On the Internet, there can be found many debates about the use of volatile
keyword in parallel programming, sometimes with contradictory argumentation.
One of the more trustworthy discussion of this topic seems to be this article by Arch Robison. The example he is using is the task of passing a value from one thread to another:
Thread 1. computes a matrix product and gives it to Thread 2, which does something other with it. The matrix is variable M
and the flag is a volatile
pointer R
.
- Thread 1 multiplies computes a matrix product M and atomically sets R to point to M.
- Thread 2 waits until R!=NULL and then uses M as a factor to compute another matrix product.
In other words, M is a message and R is a ready flag.

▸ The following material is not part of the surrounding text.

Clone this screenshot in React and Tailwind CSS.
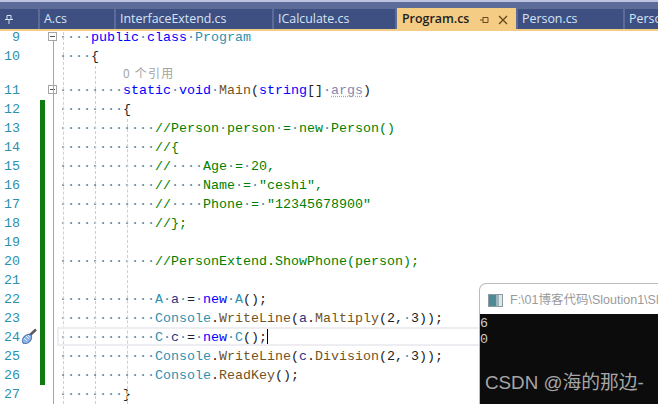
const tabs = [
  { label: '', w: 'w-[38px]', pin: true },
  { label: 'A.cs', w: 'w-[74px]' },
  { label: 'InterfaceExtend.cs', w: 'w-[156px]' },
  { label: 'ICalculate.cs', w: 'w-[121px]' },
  { label: 'Program.cs', w: 'w-[119px]', active: true },
  { label: 'Person.cs', w: 'w-[105px]' },
  { label: 'Person.cs', w: 'w-[60px]' },
];

const colors = {
  k: 'text-[#0000ff]',
  t: 'text-[#2b91af]',
  m: 'text-[#74531f]',
  c: 'text-[#008000]',
  v: 'text-[#1f377f]',
  a: 'text-[#7f88b5] underline decoration-dotted decoration-[#a9a9a9] underline-offset-2',
  p: 'text-[#222222]',
};

const lines = [
  { n: 9, open: true, clip: true, code: [['', '    '], ['k', 'public class '], ['t', 'Program']] },
  { n: 10, code: [['', '    '], ['p', '{']] },
  { lens: true },
  { n: 11, open: true, code: [['', '        '], ['k', 'static void '], ['m', 'Main'], ['p', '('], ['k', 'string'], ['p', '[] '], ['a', 'args'], ['p', ')']] },
  { n: 12, bar: true, code: [['', '        '], ['p', '{']] },
  { n: 13, bar: true, code: [['', '            '], ['c', '//Person person = new Person()']] },
  { n: 14, bar: true, code: [['', '            '], ['c', '//{']] },
  { n: 15, bar: true, code: [['', '            '], ['c', '//    Age = 20,']] },
  { n: 16, bar: true, code: [['', '            '], ['c', '//    Name = "ceshi",']] },
  { n: 17, bar: true, code: [['', '            '], ['c', '//    Phone = "12345678900"']] },
  { n: 18, bar: true, code: [['', '            '], ['c', '//};']] },
  { n: 19, bar: true, code: [] },
  { n: 20, bar: true, code: [['', '            '], ['c', '//PersonExtend.ShowPhone(person);']] },
  { n: 21, bar: true, code: [] },
  { n: 22, bar: true, code: [['', '            '], ['t', 'A '], ['v', 'a '], ['p', '= '], ['k', 'new '], ['t', 'A'], ['p', '();']] },
  { n: 23, bar: true, code: [['', '            '], ['t', 'Console'], ['p', '.'], ['m', 'WriteLine'], ['p', '('], ['v', 'a'], ['p', '.'], ['m', 'Maltiply'], ['p', '(2, 3));']] },
  { n: 24, bar: true, current: true, code: [['', '            '], ['t', 'C '], ['v', 'c '], ['p', '= '], ['k', 'new '], ['t', 'C'], ['p', '();']] },
  { n: 25, bar: true, code: [['', '            '], ['t', 'Console'], ['p', '.'], ['m', 'WriteLine'], ['p', '('], ['v', 'c'], ['p', '.'], ['m', 'Division'], ['p', '(2, 3));']] },
  { n: 26, bar: true, code: [['', '            '], ['t', 'Console'], ['p', '.'], ['m', 'ReadKey'], ['p', '();']] },
  { n: 27, code: [['', '        '], ['p', '}']] },
];

// spaces show up as visible-whitespace dots in the editor
function Token({ kind, text }) {
  return text.split(/( )/).map((part, i) =>
    part === ' ' ? (
      <span key={i} className="text-[#2b91af]">·</span>
    ) : (
      <span key={i} className={colors[kind]}>{part}</span>
    )
  );
}

function Screwdriver() {
  return (
    <svg className="absolute left-[1px] top-0" width="17" height="16" viewBox="0 0 17 16">
      <path d="M8 8 L15 1.5" stroke="#5a5a5a" strokeWidth="2.5" />
      <ellipse cx="6" cy="11" rx="5.5" ry="3.6" transform="rotate(-45 6 11)" fill="#8db4e6" stroke="#3f6fb0" />
      <path d="M3 10 L6 13 M5 8 L8 11 M7 7 L9 9" stroke="#e3edf9" strokeWidth="1" />
    </svg>
  );
}

function CodeRow({ line }) {
  if (line.lens) {
    return (
      <div className="h-[15px] pl-[123px] text-[12px] leading-[14px] tracking-[1.2px] text-[#a3a3a3] font-['Noto_Sans_CJK_SC',sans-serif]">
        0 个引用
      </div>
    );
  }
  return (
    <div className={`flex overflow-hidden ${line.clip ? 'h-[15px]' : 'h-[19px]'}`}>
      <div className={`w-5 shrink-0 text-right text-[#2b91af] ${line.clip ? '-mt-1' : ''}`}>{line.n}</div>
      <div className="relative w-[39px] shrink-0">
        {line.n === 24 && <Screwdriver />}
        {line.bar && <div className="ml-5 h-full w-[5px] bg-[#107c10]" />}
        {line.open && (
          <div className={`absolute left-[28px] flex h-[9px] w-[9px] items-center justify-center border border-[#a5a5a5] bg-white ${line.clip ? 'top-0' : 'top-1'}`}>
            <div className="h-px w-[5px] bg-[#555555]" />
          </div>
        )}
      </div>
      <div className={`whitespace-pre ${line.clip ? '-mt-1' : ''}`}>
        {line.code.map(([kind, text], i) => (
          <Token key={i} kind={kind} text={text} />
        ))}
        {line.current && <span className="inline-block h-[16px] w-px bg-black align-[-3px]" />}
      </div>
    </div>
  );
}

function ConsoleWindow() {
  return (
    <div className="absolute left-[479px] top-[283px] h-[121px] w-[179px] overflow-hidden rounded-tl-[7px] border-l border-t border-[#bcbcbc] bg-white">
      <div className="flex h-[30px] items-center pl-2 pt-[2px]">
        <div className="flex h-[13px] w-[15px] shrink-0 border border-[#8a9aa0] bg-[#dfe6ea]">
          <div className="w-[7px] bg-[#4f8a94]" />
          <div className="w-[3px] bg-[#9fb5bd]" />
        </div>
        <span className="ml-[7px] whitespace-nowrap text-[12.5px] text-[#9a9a9a] font-['Liberation_Sans','Noto_Sans_CJK_SC',sans-serif]">
          F:\01博客代码\Sloution1\Sloution1
        </span>
      </div>
      <div className="h-full bg-[#0c0c0c] pt-[2px] text-[13.33px] leading-[16px] text-[#cccccc] font-['Liberation_Mono',monospace]">
        <div>6</div>
        <div>0</div>
        <div className="ml-[5px] mt-[22px] whitespace-nowrap text-[18.8px] leading-[26px] text-[#a6a6a6] font-['Liberation_Sans','Noto_Sans_CJK_SC',sans-serif]">
          CSDN @海的那边-
        </div>
      </div>
    </div>
  );
}

export default function App() {
  return (
    <div className="relative h-[404px] w-[658px] overflow-hidden bg-white">
      <div className="h-[2px] bg-[#bcc4e2]" />
      <div className="mb-px flex h-[29px] items-end gap-[2px] overflow-hidden border-b-2 border-[#f5cc84] bg-[#5d6b99] text-[12.4px] font-['Open_Sans',sans-serif]">
        {tabs.map((tab, i) => (
          <div
            key={i}
            className={`flex shrink-0 items-center whitespace-nowrap ${tab.w} ${
              tab.active ? 'h-[21px] bg-[#f5cc84] pl-[5px] pt-[2px] font-semibold text-[#1e1e1e]' : 'h-[20px] bg-[#3e5082] pl-[4px] pt-px text-[#d6e4f5]'
            }`}
          >
            {tab.pin && (
              <svg width="8" height="9" viewBox="0 0 8 9" className="ml-px">
                <path d="M0 4.5H8M2 0.5H6V4.5H2ZM4 4.5V9" fill="none" stroke="#d6e4f5" />
              </svg>
            )}
            {tab.label}
            {tab.active && (
              <svg className="ml-[11px] shrink-0" width="28" height="10" viewBox="0 0 28 10">
                <path d="M0 5H3M3 2V8M3 2.5H8V7.5H3" fill="none" stroke="#6b4a1e" />
                <path d="M19 1L27 9M27 1L19 9" stroke="#6b4a1e" strokeWidth="1.4" />
              </svg>
            )}
          </div>
        ))}
      </div>

      <div className="relative text-[13.33px] leading-[19px] font-['Liberation_Mono',monospace]">
        {lines.map((line, i) => (
          <CodeRow key={i} line={line} />
        ))}

        {/* outline line and indent guides lie over the rows */}
        <div className="absolute left-[53px] top-[9px] bottom-0 w-px bg-[#a5a5a5]" />
        <div className="absolute left-[63px] top-0 bottom-0 border-l border-dashed border-[#cfcfcf]" />
        <div className="absolute left-[95px] top-[34px] bottom-0 border-l border-dashed border-[#cfcfcf]" />
        <div className="absolute left-[127px] top-[87px] bottom-0 border-l border-dashed border-[#cfcfcf]" />
        {/* current line highlight */}
        <div className="absolute left-[57px] right-0 top-[295px] h-[19px] border-2 border-r-0 border-[#eeeef2]" />
      </div>

      <ConsoleWindow />
    </div>
  );
}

The author is claiming, that while declaring R as a volatile will solve the issue with propagating the change from Thread 1 to Thread 2, it makes no guarantees about what the value of M will be when this happens. And the assignments to R
and M
can be reordered. So we need to make both M
and R
volatile or use some synchronization mechanism in some library like pthreads.
My question is, how to do the following in C
1) How to share a single flag between two threads - How to atomically assign to it, make sure the other thread will see the change and test for the change in the other thread. Is the use of volatile legitimate in this case? Or can some library provide a conceptually better or faster way, probably involving memory barriers?
2) How to do the Robison's example right, so how to send the matrix M from one thread to the other and do it safely (and preferably portably with pthreads)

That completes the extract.